Divergence is not something that you can value. It is not like stock where you can say, well here is what we think the value is. It is really sort of an opportunistic way of taking risk and you have to have opportunities for that to work. If there are opportunities it will work, but if the world becomes very boring then that will not be the case. There is no way to control that phenomenon.
AT: One last thing, have you ever faced any obstacles along your career path? I ask because I have heard some real horror stories from women in the trading world.
KK: I have my fair share of horror stories. I have always done what I loved and just tried not to care what other people think. Sometimes I remember and it does affect me, but I've loved math since I was 12 and I just never let anybody tell me that I couldn't do something.
I don't know if you have read the book "David and Goliath" (David and Goliath: Underdogs, misfits, and the art of battling giants by Malcolm Gladwell) - your greatest weakness can be your greatest weakness or your greatest strength. I see being different and having to fight hard for what I do as a great strength because when you have to adapt and learn, you are stronger as a person.

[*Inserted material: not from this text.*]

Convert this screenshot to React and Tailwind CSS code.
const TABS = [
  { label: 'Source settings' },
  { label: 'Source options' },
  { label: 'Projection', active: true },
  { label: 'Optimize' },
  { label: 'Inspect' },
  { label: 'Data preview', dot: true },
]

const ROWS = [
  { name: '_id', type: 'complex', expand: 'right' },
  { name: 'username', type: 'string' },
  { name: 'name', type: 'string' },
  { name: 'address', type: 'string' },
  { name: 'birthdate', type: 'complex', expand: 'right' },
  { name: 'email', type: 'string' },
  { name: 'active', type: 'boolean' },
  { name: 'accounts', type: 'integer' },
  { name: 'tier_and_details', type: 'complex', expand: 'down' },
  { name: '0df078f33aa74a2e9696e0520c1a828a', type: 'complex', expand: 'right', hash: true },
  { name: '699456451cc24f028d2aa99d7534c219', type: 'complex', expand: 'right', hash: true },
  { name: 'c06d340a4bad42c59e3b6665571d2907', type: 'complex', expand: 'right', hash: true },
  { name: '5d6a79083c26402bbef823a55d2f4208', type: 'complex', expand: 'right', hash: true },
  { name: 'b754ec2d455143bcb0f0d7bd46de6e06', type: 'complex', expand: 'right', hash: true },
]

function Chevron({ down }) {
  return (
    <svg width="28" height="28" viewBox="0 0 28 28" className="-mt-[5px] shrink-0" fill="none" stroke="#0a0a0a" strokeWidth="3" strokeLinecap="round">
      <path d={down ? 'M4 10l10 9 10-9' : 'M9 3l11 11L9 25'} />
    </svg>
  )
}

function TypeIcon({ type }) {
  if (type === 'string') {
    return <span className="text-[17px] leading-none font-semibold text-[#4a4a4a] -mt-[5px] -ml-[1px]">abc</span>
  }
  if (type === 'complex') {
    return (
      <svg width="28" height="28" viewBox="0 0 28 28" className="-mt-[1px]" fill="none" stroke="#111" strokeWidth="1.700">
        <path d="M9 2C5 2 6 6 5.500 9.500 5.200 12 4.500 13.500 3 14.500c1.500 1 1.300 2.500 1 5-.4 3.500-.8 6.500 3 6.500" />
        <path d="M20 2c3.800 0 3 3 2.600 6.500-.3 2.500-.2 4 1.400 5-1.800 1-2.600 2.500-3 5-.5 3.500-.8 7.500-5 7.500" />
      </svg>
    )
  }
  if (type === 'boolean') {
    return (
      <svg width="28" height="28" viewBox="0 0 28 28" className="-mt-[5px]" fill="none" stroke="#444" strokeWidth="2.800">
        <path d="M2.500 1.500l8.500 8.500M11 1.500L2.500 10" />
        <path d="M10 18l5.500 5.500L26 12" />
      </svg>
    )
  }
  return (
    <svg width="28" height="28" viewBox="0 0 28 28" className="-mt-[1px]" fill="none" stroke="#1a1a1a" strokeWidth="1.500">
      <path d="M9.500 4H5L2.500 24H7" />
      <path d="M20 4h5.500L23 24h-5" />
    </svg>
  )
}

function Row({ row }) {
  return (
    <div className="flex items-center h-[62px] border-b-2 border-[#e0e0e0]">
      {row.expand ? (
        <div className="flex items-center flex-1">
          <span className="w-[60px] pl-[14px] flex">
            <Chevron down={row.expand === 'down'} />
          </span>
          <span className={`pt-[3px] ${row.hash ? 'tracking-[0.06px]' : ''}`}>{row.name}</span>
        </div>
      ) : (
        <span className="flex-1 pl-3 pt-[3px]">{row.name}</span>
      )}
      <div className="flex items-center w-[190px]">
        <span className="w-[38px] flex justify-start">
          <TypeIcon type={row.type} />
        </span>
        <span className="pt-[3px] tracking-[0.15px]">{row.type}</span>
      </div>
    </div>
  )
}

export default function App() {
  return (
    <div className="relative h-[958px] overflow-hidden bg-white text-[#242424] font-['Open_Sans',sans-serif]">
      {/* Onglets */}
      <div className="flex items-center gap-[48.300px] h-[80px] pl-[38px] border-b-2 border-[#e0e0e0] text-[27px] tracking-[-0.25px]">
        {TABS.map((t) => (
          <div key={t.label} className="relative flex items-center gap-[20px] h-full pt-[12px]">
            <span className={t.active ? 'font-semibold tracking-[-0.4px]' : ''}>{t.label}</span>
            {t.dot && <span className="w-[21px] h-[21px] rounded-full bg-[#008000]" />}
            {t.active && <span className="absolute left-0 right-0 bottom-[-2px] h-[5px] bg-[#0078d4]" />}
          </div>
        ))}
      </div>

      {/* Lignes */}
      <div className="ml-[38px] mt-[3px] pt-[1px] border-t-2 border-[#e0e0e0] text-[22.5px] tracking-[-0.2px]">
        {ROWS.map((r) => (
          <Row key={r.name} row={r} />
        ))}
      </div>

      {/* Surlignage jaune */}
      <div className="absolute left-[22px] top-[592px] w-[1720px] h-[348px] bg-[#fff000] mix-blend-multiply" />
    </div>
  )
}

My first experience working in CTAs was in Swedish (a foreign language) and that was interesting. The students voted me teacher of the year, and I was possibly one of the only women, and the only foreigner, that has ever won that title. If you asked me five years before would that ever happen, I would have said: fat chance in hell.
I think that is the point, there have definitely been obstacles, but I always focus on doing what I like and what I love. It is more like value investing, focus on the value, the grooves, not on the distracting things.